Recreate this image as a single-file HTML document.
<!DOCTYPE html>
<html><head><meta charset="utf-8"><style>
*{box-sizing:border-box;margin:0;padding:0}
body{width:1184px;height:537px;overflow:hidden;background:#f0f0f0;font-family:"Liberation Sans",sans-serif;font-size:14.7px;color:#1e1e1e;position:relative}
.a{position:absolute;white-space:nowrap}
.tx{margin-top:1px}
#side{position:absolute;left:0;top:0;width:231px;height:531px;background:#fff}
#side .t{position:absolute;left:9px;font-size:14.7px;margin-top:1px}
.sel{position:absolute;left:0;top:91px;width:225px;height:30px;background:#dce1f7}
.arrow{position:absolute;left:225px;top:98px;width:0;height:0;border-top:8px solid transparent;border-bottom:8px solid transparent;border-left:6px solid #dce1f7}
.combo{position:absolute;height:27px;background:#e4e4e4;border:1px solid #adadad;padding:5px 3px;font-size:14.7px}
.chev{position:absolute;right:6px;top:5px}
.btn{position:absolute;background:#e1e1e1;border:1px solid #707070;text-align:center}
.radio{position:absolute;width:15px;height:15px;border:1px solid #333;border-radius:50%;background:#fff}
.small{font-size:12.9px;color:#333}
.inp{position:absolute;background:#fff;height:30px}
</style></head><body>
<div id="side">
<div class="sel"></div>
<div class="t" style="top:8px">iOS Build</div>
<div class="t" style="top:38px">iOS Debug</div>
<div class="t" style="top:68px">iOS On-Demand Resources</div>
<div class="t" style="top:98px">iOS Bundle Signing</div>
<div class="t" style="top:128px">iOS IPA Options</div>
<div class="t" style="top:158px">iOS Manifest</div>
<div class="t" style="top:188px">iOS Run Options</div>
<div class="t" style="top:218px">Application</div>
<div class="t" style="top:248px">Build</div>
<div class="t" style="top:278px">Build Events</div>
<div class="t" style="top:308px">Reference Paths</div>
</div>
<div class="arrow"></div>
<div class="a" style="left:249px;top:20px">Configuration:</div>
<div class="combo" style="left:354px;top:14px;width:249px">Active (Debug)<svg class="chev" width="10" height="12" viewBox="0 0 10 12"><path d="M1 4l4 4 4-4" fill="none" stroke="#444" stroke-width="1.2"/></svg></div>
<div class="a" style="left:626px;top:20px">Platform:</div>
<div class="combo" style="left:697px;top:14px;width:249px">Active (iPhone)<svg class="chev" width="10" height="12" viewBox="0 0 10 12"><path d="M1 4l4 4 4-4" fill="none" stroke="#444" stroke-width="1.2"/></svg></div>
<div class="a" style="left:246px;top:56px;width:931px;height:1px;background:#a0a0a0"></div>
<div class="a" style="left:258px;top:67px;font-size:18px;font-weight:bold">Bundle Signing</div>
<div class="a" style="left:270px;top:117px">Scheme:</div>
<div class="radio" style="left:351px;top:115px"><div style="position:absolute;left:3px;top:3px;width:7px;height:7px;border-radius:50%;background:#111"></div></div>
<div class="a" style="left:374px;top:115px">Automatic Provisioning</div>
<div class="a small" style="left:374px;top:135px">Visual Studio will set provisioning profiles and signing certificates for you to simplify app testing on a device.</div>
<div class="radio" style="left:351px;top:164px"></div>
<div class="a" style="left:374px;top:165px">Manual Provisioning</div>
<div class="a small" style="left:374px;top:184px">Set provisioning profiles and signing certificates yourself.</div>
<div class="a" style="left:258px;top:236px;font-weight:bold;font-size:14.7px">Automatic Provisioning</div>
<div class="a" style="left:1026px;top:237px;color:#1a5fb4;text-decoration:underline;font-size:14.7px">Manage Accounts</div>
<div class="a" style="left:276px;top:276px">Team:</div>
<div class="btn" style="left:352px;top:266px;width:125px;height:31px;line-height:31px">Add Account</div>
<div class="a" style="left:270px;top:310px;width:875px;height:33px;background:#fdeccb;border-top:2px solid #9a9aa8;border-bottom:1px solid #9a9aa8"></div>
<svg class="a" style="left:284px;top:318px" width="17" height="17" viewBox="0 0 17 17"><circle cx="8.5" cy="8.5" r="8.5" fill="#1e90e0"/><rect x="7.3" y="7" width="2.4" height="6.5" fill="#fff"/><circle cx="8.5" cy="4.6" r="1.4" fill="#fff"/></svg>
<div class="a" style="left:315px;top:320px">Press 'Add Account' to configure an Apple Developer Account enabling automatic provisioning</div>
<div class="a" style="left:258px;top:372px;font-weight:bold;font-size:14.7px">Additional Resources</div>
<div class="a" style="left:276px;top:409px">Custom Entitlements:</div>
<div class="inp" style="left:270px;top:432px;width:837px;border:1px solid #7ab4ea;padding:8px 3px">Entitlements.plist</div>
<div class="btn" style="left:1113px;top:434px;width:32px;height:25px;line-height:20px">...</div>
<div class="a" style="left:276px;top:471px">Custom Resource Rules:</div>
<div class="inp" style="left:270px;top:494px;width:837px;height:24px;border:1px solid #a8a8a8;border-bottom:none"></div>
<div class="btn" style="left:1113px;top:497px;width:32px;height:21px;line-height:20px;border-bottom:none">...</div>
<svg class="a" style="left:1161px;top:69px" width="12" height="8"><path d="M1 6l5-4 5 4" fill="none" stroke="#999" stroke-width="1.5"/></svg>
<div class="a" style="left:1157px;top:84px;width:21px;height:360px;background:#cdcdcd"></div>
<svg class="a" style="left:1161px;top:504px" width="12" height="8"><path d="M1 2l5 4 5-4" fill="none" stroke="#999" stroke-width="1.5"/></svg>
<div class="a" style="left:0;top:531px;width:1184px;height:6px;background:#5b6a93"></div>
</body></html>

**Work instructions**. Print the material above once more, exactly.

**Answer for this exercise**.
Recreate this image as a single-file HTML document.
<!DOCTYPE html>
<html><head><meta charset="utf-8"><style>
*{box-sizing:border-box;margin:0;padding:0}
body{width:1184px;height:537px;overflow:hidden;background:#f0f0f0;font-family:"Liberation Sans",sans-serif;font-size:14.7px;color:#1e1e1e;position:relative}
.a{position:absolute;white-space:nowrap}
.tx{margin-top:1px}
#side{position:absolute;left:0;top:0;width:231px;height:531px;background:#fff}
#side .t{position:absolute;left:9px;font-size:14.7px;margin-top:1px}
.sel{position:absolute;left:0;top:91px;width:225px;height:30px;background:#dce1f7}
.arrow{position:absolute;left:225px;top:98px;width:0;height:0;border-top:8px solid transparent;border-bottom:8px solid transparent;border-left:6px solid #dce1f7}
.combo{position:absolute;height:27px;background:#e4e4e4;border:1px solid #adadad;padding:5px 3px;font-size:14.7px}
.chev{position:absolute;right:6px;top:5px}
.btn{position:absolute;background:#e1e1e1;border:1px solid #707070;text-align:center}
.radio{position:absolute;width:15px;height:15px;border:1px solid #333;border-radius:50%;background:#fff}
.small{font-size:12.9px;color:#333}
.inp{position:absolute;background:#fff;height:30px}
</style></head><body>
<div id="side">
<div class="sel"></div>
<div class="t" style="top:8px">iOS Build</div>
<div class="t" style="top:38px">iOS Debug</div>
<div class="t" style="top:68px">iOS On-Demand Resources</div>
<div class="t" style="top:98px">iOS Bundle Signing</div>
<div class="t" style="top:128px">iOS IPA Options</div>
<div class="t" style="top:158px">iOS Manifest</div>
<div class="t" style="top:188px">iOS Run Options</div>
<div class="t" style="top:218px">Application</div>
<div class="t" style="top:248px">Build</div>
<div class="t" style="top:278px">Build Events</div>
<div class="t" style="top:308px">Reference Paths</div>
</div>
<div class="arrow"></div>
<div class="a" style="left:249px;top:20px">Configuration:</div>
<div class="combo" style="left:354px;top:14px;width:249px">Active (Debug)<svg class="chev" width="10" height="12" viewBox="0 0 10 12"><path d="M1 4l4 4 4-4" fill="none" stroke="#444" stroke-width="1.2"/></svg></div>
<div class="a" style="left:626px;top:20px">Platform:</div>
<div class="combo" style="left:697px;top:14px;width:249px">Active (iPhone)<svg class="chev" width="10" height="12" viewBox="0 0 10 12"><path d="M1 4l4 4 4-4" fill="none" stroke="#444" stroke-width="1.2"/></svg></div>
<div class="a" style="left:246px;top:56px;width:931px;height:1px;background:#a0a0a0"></div>
<div class="a" style="left:258px;top:67px;font-size:18px;font-weight:bold">Bundle Signing</div>
<div class="a" style="left:270px;top:117px">Scheme:</div>
<div class="radio" style="left:351px;top:115px"><div style="position:absolute;left:3px;top:3px;width:7px;height:7px;border-radius:50%;background:#111"></div></div>
<div class="a" style="left:374px;top:115px">Automatic Provisioning</div>
<div class="a small" style="left:374px;top:135px">Visual Studio will set provisioning profiles and signing certificates for you to simplify app testing on a device.</div>
<div class="radio" style="left:351px;top:164px"></div>
<div class="a" style="left:374px;top:165px">Manual Provisioning</div>
<div class="a small" style="left:374px;top:184px">Set provisioning profiles and signing certificates yourself.</div>
<div class="a" style="left:258px;top:236px;font-weight:bold;font-size:14.7px">Automatic Provisioning</div>
<div class="a" style="left:1026px;top:237px;color:#1a5fb4;text-decoration:underline;font-size:14.7px">Manage Accounts</div>
<div class="a" style="left:276px;top:276px">Team:</div>
<div class="btn" style="left:352px;top:266px;width:125px;height:31px;line-height:31px">Add Account</div>
<div class="a" style="left:270px;top:310px;width:875px;height:33px;background:#fdeccb;border-top:2px solid #9a9aa8;border-bottom:1px solid #9a9aa8"></div>
<svg class="a" style="left:284px;top:318px" width="17" height="17" viewBox="0 0 17 17"><circle cx="8.5" cy="8.5" r="8.5" fill="#1e90e0"/><rect x="7.3" y="7" width="2.4" height="6.5" fill="#fff"/><circle cx="8.5" cy="4.6" r="1.4" fill="#fff"/></svg>
<div class="a" style="left:315px;top:320px">Press 'Add Account' to configure an Apple Developer Account enabling automatic provisioning</div>
<div class="a" style="left:258px;top:372px;font-weight:bold;font-size:14.7px">Additional Resources</div>
<div class="a" style="left:276px;top:409px">Custom Entitlements:</div>
<div class="inp" style="left:270px;top:432px;width:837px;border:1px solid #7ab4ea;padding:8px 3px">Entitlements.plist</div>
<div class="btn" style="left:1113px;top:434px;width:32px;height:25px;line-height:20px">...</div>
<div class="a" style="left:276px;top:471px">Custom Resource Rules:</div>
<div class="inp" style="left:270px;top:494px;width:837px;height:24px;border:1px solid #a8a8a8;border-bottom:none"></div>
<div class="btn" style="left:1113px;top:497px;width:32px;height:21px;line-height:20px;border-bottom:none">...</div>
<svg class="a" style="left:1161px;top:69px" width="12" height="8"><path d="M1 6l5-4 5 4" fill="none" stroke="#999" stroke-width="1.5"/></svg>
<div class="a" style="left:1157px;top:84px;width:21px;height:360px;background:#cdcdcd"></div>
<svg class="a" style="left:1161px;top:504px" width="12" height="8"><path d="M1 2l5 4 5-4" fill="none" stroke="#999" stroke-width="1.5"/></svg>
<div class="a" style="left:0;top:531px;width:1184px;height:6px;background:#5b6a93"></div>
</body></html>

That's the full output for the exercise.